Right, so local_t it atrocious on many architectures, they fall back to
atomic_t.

Even architectures that have optimized variants (eg. Power), they're
quite a lot more expensive than what we actually need here.

Only architectures like x86 that have single instruction memops can
generate anywhere near the code that we'd want here.
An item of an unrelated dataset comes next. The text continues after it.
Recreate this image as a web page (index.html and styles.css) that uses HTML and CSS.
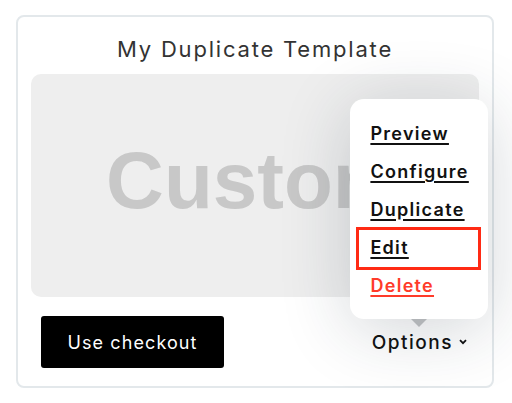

So the thing is, since RCU count is 0 per context (an IRQ must have an
equal amount of rcu_read_unlock() as it has rcu_read_lock()), interrupts
are not in fact a problem, even on load-store (RISC) architectures
(preempt_count has the same thing).

So the addition/subtraction in rcu_preempt_read_{enter,exit}() doesn't
need to be atomic vs interrupts. The only thing we really do need is
them being single-copy-atomic.

The problem with READ/WRITE_ONCE is that if we were to use it, we'd end
up with a load-store, even on x86, which is sub-optimal.

I suppose the 'correct' code here would be something like:

	*((volatile int *)&current->rcu_read_lock_nesting)++;

then the compiler can either do a single memop (x86 and the like) or a
load-store that is free from tearing.